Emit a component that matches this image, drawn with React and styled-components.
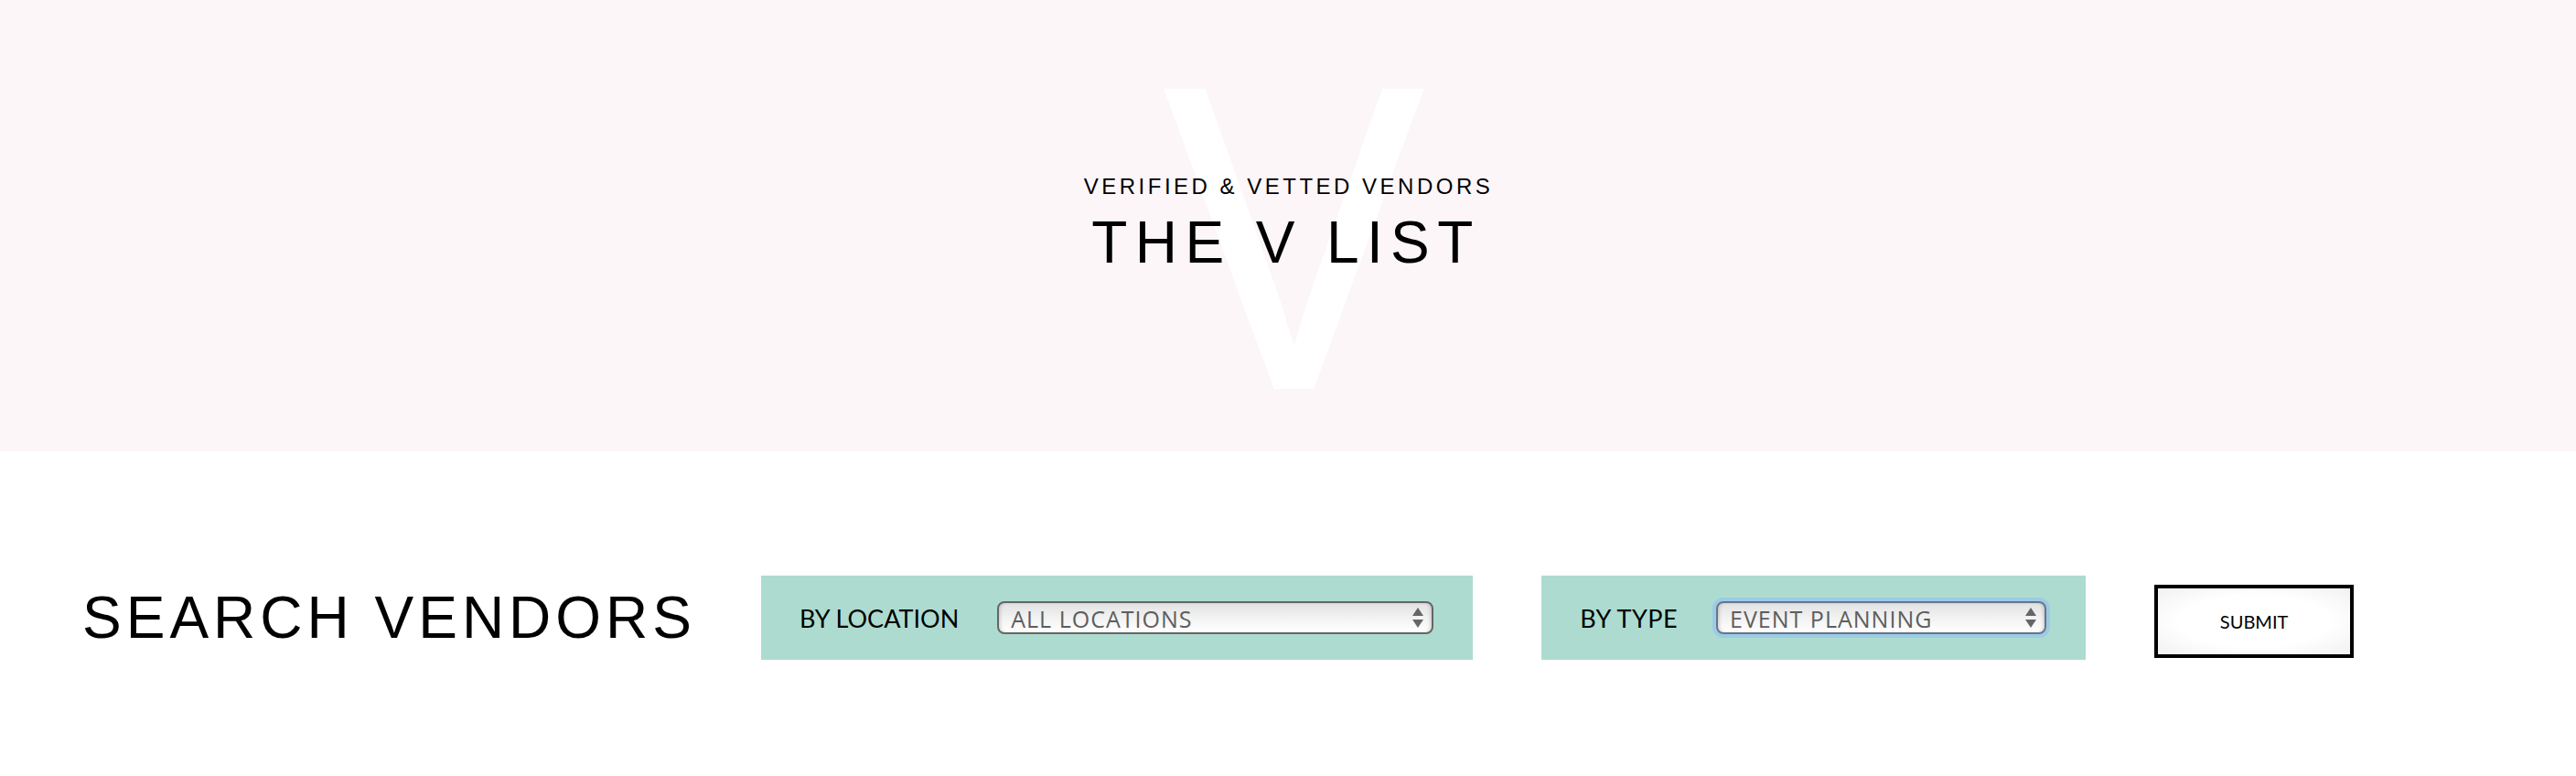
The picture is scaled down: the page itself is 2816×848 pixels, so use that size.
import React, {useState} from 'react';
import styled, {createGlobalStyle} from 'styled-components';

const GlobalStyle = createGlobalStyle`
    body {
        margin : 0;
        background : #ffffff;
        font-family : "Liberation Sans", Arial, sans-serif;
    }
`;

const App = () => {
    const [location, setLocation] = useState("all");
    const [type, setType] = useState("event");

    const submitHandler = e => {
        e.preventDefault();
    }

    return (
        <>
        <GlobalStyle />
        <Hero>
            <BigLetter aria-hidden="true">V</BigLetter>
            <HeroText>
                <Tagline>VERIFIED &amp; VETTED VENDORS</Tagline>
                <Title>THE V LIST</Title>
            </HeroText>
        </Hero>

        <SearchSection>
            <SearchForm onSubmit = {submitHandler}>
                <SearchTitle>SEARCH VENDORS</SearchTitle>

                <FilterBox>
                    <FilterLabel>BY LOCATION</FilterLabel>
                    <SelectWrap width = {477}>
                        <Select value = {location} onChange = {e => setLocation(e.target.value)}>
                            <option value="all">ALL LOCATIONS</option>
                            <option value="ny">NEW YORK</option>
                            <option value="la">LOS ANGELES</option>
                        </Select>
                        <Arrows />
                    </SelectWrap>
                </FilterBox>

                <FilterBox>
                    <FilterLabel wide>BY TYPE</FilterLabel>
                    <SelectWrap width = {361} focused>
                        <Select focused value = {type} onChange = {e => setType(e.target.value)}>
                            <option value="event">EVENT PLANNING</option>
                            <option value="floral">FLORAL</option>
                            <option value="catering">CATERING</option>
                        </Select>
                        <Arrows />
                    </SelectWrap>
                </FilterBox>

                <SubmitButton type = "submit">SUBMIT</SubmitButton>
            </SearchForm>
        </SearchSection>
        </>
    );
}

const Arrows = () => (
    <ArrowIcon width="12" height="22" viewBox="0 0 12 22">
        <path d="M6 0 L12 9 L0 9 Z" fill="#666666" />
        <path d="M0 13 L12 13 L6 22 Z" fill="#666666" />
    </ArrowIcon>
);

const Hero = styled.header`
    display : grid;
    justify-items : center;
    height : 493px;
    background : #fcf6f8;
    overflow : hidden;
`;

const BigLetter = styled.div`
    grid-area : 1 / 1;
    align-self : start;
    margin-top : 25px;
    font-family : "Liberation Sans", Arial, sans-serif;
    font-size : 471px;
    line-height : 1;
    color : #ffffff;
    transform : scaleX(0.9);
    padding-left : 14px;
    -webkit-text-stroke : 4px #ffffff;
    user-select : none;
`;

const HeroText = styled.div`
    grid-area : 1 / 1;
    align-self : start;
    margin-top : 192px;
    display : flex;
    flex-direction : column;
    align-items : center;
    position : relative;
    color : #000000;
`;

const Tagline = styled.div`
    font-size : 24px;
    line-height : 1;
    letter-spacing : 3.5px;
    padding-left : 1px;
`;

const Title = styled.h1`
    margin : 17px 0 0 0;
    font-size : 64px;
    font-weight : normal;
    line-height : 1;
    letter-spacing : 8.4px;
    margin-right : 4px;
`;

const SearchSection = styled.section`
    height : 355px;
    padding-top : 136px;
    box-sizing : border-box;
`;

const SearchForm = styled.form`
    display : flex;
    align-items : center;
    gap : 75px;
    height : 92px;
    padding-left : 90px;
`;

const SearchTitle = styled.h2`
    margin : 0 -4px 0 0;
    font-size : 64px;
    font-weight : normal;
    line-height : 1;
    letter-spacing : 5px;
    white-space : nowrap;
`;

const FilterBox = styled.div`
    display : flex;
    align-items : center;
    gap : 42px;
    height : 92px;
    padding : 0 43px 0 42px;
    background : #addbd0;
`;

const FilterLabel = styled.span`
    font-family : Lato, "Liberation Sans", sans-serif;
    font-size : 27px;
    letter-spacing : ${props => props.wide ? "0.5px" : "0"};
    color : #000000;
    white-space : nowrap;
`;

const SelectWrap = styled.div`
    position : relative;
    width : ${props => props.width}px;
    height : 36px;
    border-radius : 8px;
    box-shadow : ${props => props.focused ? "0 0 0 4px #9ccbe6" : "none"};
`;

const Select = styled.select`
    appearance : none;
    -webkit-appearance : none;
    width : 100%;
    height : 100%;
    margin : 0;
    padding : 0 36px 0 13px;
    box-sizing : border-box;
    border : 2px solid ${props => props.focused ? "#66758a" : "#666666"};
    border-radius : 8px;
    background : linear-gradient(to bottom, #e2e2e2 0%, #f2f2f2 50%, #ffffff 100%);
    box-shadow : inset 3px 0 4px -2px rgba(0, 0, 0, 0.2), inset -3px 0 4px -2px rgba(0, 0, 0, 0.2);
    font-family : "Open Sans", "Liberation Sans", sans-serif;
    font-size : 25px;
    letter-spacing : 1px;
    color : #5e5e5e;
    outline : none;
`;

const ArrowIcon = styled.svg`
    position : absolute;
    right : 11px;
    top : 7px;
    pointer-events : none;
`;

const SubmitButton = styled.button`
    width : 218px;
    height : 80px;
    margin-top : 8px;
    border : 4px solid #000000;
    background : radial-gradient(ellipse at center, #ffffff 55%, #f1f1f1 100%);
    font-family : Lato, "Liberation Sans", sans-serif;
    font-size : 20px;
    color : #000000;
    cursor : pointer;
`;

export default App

◆ ◆ ◆

Would you set down the listing exactly, omitting pictures?

Emit a component that matches this image, drawn with React and styled-components.
The picture is scaled down: the page itself is 2816×848 pixels, so use that size.
import React, {useState} from 'react';
import styled, {createGlobalStyle} from 'styled-components';

const GlobalStyle = createGlobalStyle`
    body {
        margin : 0;
        background : #ffffff;
        font-family : "Liberation Sans", Arial, sans-serif;
    }
`;

const App = () => {
    const [location, setLocation] = useState("all");
    const [type, setType] = useState("event");

    const submitHandler = e => {
        e.preventDefault();
    }

    return (
        <>
        <GlobalStyle />
        <Hero>
            <BigLetter aria-hidden="true">V</BigLetter>
            <HeroText>
                <Tagline>VERIFIED &amp; VETTED VENDORS</Tagline>
                <Title>THE V LIST</Title>
            </HeroText>
        </Hero>

        <SearchSection>
            <SearchForm onSubmit = {submitHandler}>
                <SearchTitle>SEARCH VENDORS</SearchTitle>

                <FilterBox>
                    <FilterLabel>BY LOCATION</FilterLabel>
                    <SelectWrap width = {477}>
                        <Select value = {location} onChange = {e => setLocation(e.target.value)}>
                            <option value="all">ALL LOCATIONS</option>
                            <option value="ny">NEW YORK</option>
                            <option value="la">LOS ANGELES</option>
                        </Select>
                        <Arrows />
                    </SelectWrap>
                </FilterBox>

                <FilterBox>
                    <FilterLabel wide>BY TYPE</FilterLabel>
                    <SelectWrap width = {361} focused>
                        <Select focused value = {type} onChange = {e => setType(e.target.value)}>
                            <option value="event">EVENT PLANNING</option>
                            <option value="floral">FLORAL</option>
                            <option value="catering">CATERING</option>
                        </Select>
                        <Arrows />
                    </SelectWrap>
                </FilterBox>

                <SubmitButton type = "submit">SUBMIT</SubmitButton>
            </SearchForm>
        </SearchSection>
        </>
    );
}

const Arrows = () => (
    <ArrowIcon width="12" height="22" viewBox="0 0 12 22">
        <path d="M6 0 L12 9 L0 9 Z" fill="#666666" />
        <path d="M0 13 L12 13 L6 22 Z" fill="#666666" />
    </ArrowIcon>
);

const Hero = styled.header`
    display : grid;
    justify-items : center;
    height : 493px;
    background : #fcf6f8;
    overflow : hidden;
`;

const BigLetter = styled.div`
    grid-area : 1 / 1;
    align-self : start;
    margin-top : 25px;
    font-family : "Liberation Sans", Arial, sans-serif;
    font-size : 471px;
    line-height : 1;
    color : #ffffff;
    transform : scaleX(0.9);
    padding-left : 14px;
    -webkit-text-stroke : 4px #ffffff;
    user-select : none;
`;

const HeroText = styled.div`
    grid-area : 1 / 1;
    align-self : start;
    margin-top : 192px;
    display : flex;
    flex-direction : column;
    align-items : center;
    position : relative;
    color : #000000;
`;

const Tagline = styled.div`
    font-size : 24px;
    line-height : 1;
    letter-spacing : 3.5px;
    padding-left : 1px;
`;

const Title = styled.h1`
    margin : 17px 0 0 0;
    font-size : 64px;
    font-weight : normal;
    line-height : 1;
    letter-spacing : 8.4px;
    margin-right : 4px;
`;

const SearchSection = styled.section`
    height : 355px;
    padding-top : 136px;
    box-sizing : border-box;
`;

const SearchForm = styled.form`
    display : flex;
    align-items : center;
    gap : 75px;
    height : 92px;
    padding-left : 90px;
`;

const SearchTitle = styled.h2`
    margin : 0 -4px 0 0;
    font-size : 64px;
    font-weight : normal;
    line-height : 1;
    letter-spacing : 5px;
    white-space : nowrap;
`;

const FilterBox = styled.div`
    display : flex;
    align-items : center;
    gap : 42px;
    height : 92px;
    padding : 0 43px 0 42px;
    background : #addbd0;
`;

const FilterLabel = styled.span`
    font-family : Lato, "Liberation Sans", sans-serif;
    font-size : 27px;
    letter-spacing : ${props => props.wide ? "0.5px" : "0"};
    color : #000000;
    white-space : nowrap;
`;

const SelectWrap = styled.div`
    position : relative;
    width : ${props => props.width}px;
    height : 36px;
    border-radius : 8px;
    box-shadow : ${props => props.focused ? "0 0 0 4px #9ccbe6" : "none"};
`;

const Select = styled.select`
    appearance : none;
    -webkit-appearance : none;
    width : 100%;
    height : 100%;
    margin : 0;
    padding : 0 36px 0 13px;
    box-sizing : border-box;
    border : 2px solid ${props => props.focused ? "#66758a" : "#666666"};
    border-radius : 8px;
    background : linear-gradient(to bottom, #e2e2e2 0%, #f2f2f2 50%, #ffffff 100%);
    box-shadow : inset 3px 0 4px -2px rgba(0, 0, 0, 0.2), inset -3px 0 4px -2px rgba(0, 0, 0, 0.2);
    font-family : "Open Sans", "Liberation Sans", sans-serif;
    font-size : 25px;
    letter-spacing : 1px;
    color : #5e5e5e;
    outline : none;
`;

const ArrowIcon = styled.svg`
    position : absolute;
    right : 11px;
    top : 7px;
    pointer-events : none;
`;

const SubmitButton = styled.button`
    width : 218px;
    height : 80px;
    margin-top : 8px;
    border : 4px solid #000000;
    background : radial-gradient(ellipse at center, #ffffff 55%, #f1f1f1 100%);
    font-family : Lato, "Liberation Sans", sans-serif;
    font-size : 20px;
    color : #000000;
    cursor : pointer;
`;

export default App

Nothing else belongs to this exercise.